- [PROBLEM]: Isolate every line in the data with the string "full" and copy it.

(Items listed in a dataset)
## start
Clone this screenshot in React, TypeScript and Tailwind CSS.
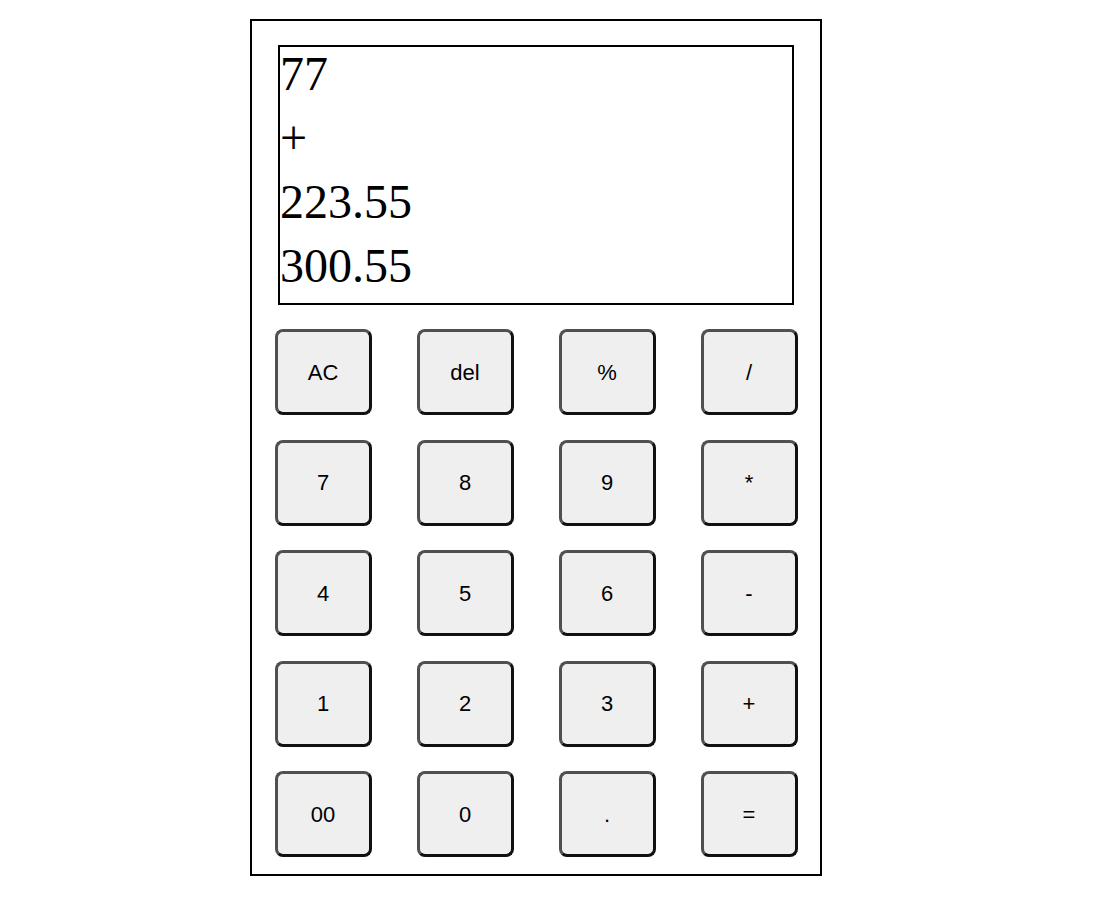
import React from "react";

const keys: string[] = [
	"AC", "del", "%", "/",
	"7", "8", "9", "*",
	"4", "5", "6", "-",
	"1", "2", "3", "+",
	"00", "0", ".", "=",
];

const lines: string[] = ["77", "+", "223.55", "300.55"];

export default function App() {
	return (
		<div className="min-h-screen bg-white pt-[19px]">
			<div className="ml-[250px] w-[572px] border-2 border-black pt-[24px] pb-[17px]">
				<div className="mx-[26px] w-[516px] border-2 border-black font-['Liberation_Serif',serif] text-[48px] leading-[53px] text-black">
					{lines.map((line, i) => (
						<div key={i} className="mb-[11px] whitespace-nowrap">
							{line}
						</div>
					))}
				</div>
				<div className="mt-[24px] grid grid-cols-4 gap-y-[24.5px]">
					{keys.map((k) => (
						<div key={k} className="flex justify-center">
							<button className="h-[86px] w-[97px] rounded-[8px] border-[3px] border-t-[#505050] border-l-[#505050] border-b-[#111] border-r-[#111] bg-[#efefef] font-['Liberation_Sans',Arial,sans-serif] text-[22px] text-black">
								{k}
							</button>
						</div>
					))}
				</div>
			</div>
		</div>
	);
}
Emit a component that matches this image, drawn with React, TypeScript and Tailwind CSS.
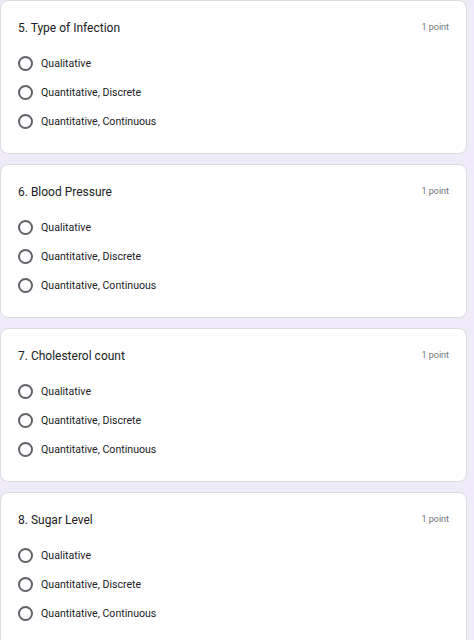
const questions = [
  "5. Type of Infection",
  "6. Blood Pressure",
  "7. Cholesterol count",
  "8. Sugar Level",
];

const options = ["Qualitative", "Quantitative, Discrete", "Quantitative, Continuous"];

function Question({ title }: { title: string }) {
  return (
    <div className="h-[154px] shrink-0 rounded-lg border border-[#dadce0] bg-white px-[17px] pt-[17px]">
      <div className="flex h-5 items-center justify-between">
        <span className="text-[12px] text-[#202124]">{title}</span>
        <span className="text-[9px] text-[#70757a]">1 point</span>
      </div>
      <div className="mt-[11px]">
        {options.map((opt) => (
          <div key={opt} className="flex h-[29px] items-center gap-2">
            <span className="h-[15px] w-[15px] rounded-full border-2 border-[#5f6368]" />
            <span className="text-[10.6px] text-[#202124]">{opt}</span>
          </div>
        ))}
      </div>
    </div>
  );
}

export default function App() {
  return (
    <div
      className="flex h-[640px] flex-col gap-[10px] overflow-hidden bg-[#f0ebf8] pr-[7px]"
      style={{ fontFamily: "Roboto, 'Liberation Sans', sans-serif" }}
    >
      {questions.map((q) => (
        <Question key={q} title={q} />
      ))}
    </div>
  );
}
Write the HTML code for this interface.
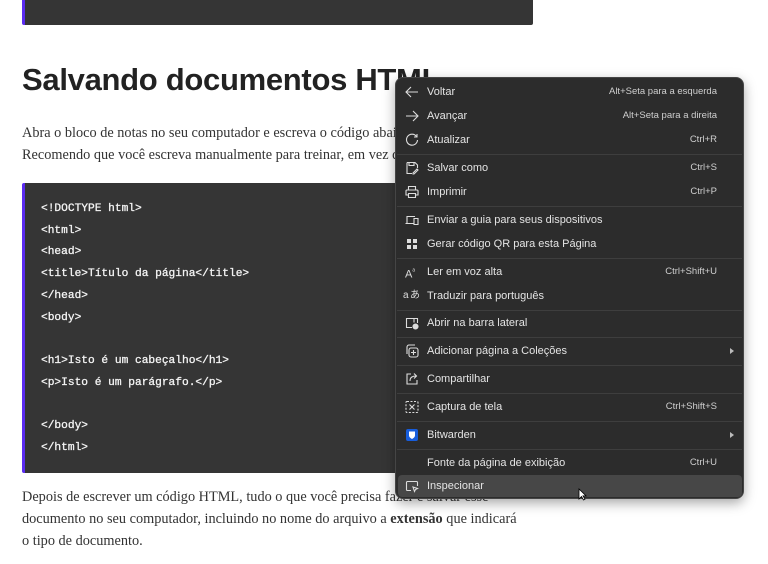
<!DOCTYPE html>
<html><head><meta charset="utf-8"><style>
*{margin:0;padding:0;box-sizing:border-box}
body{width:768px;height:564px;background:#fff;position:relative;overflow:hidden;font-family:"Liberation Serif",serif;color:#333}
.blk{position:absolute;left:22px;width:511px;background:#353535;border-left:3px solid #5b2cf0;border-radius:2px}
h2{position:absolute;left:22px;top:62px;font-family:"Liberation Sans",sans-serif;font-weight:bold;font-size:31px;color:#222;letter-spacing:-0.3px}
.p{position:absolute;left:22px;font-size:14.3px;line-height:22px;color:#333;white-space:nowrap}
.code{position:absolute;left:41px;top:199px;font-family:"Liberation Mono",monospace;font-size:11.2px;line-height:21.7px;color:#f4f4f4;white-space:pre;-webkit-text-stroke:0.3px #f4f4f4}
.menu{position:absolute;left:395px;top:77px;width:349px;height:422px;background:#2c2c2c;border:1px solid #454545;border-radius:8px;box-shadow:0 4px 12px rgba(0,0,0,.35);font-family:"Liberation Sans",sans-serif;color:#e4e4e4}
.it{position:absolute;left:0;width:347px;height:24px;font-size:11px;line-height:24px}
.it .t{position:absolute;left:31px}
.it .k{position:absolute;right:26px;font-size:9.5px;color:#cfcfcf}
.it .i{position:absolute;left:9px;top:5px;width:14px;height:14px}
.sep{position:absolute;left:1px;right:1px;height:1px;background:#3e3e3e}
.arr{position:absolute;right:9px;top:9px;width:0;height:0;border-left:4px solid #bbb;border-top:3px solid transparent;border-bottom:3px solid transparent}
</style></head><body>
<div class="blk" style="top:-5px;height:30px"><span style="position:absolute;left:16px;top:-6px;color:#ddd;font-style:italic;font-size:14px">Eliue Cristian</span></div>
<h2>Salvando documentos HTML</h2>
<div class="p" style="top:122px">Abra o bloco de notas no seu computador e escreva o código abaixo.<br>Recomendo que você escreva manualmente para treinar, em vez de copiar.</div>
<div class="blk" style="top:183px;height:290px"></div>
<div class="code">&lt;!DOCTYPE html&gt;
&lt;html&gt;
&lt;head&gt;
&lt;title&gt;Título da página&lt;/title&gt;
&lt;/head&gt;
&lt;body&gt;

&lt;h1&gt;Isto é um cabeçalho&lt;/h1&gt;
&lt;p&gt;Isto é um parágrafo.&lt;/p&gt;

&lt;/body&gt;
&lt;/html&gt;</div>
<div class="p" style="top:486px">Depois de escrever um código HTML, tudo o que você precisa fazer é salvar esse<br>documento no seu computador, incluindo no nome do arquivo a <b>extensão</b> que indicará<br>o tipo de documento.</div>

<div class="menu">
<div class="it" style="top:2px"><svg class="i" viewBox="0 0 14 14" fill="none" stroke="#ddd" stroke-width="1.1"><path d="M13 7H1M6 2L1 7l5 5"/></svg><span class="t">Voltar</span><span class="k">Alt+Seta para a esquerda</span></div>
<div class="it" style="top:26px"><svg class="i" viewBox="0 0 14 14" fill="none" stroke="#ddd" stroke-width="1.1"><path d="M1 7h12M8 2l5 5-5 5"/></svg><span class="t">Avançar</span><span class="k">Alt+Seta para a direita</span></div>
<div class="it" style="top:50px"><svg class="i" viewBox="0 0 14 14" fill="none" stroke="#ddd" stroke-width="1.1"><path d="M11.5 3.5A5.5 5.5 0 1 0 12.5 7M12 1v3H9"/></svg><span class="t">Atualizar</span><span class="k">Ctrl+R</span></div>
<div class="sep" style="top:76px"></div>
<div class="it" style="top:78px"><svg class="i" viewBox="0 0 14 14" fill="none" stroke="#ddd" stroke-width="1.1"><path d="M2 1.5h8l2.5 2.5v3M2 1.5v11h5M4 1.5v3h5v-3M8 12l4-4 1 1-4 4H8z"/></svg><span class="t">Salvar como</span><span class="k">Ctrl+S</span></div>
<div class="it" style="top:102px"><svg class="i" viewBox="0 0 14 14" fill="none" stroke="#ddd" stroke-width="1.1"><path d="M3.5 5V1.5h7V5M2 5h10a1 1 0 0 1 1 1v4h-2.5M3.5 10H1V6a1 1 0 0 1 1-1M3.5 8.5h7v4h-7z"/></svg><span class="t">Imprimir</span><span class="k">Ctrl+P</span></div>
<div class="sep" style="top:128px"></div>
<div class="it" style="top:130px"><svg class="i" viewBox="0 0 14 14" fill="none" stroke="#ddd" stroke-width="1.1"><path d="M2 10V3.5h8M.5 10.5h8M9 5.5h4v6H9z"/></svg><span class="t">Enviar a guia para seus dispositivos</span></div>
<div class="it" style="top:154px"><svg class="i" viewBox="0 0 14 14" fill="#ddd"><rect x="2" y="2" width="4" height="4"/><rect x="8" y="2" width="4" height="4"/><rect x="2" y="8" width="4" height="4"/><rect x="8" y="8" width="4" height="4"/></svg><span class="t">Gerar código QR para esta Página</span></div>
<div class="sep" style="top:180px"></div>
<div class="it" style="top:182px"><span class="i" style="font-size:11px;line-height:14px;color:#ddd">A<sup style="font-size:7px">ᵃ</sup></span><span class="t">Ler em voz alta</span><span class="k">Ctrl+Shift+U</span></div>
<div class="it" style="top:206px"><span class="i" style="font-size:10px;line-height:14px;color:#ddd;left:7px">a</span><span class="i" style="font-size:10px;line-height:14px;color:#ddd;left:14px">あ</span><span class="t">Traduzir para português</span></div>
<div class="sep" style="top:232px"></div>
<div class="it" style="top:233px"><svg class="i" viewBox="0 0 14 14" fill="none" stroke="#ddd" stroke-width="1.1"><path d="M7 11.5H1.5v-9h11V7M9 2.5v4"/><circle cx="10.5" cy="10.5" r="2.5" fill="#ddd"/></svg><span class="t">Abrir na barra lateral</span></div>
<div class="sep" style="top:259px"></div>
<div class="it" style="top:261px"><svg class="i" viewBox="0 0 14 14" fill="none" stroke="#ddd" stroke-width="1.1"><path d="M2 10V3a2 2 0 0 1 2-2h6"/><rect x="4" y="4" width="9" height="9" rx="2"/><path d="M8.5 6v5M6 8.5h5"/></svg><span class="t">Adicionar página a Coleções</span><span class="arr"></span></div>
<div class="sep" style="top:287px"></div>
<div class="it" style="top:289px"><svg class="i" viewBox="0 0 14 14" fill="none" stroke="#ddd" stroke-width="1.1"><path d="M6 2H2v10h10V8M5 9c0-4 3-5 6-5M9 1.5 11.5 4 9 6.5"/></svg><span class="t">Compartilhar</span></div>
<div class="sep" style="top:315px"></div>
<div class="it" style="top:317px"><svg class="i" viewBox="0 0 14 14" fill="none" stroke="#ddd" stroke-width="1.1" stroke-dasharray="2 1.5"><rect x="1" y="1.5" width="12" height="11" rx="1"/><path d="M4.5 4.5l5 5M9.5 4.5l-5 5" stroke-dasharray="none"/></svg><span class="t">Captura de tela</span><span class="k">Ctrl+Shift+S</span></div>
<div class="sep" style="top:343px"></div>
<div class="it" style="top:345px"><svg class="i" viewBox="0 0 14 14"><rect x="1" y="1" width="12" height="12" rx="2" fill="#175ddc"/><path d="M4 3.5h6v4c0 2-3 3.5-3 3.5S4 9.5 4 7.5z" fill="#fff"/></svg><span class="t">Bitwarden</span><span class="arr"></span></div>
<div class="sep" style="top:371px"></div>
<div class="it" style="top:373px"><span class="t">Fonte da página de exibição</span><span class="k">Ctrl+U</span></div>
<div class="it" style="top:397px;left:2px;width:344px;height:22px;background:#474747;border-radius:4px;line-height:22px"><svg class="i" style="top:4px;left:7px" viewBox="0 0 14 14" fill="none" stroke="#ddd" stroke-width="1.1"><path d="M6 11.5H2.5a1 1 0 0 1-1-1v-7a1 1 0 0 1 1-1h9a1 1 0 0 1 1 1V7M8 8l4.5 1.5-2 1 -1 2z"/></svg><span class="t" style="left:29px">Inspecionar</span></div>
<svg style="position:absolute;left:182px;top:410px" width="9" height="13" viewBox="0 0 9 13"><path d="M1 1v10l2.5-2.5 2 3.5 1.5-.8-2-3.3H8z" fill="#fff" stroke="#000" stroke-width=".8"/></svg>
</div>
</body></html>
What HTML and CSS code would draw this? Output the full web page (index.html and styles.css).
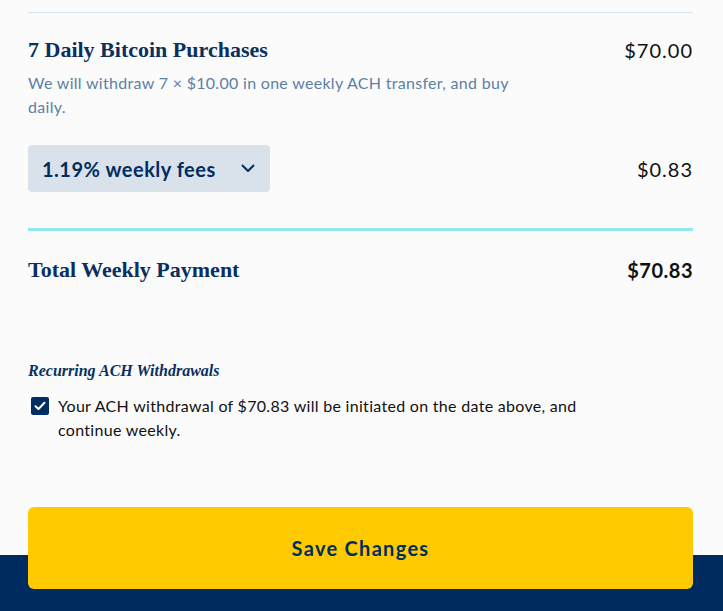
## end
- [SOLVED PROBLEM]:
            <span className="h-[15px] w-[15px] rounded-full border-2 border-[#5f6368]" />
What HTML and CSS code would draw this? Output the full web page (index.html and styles.css).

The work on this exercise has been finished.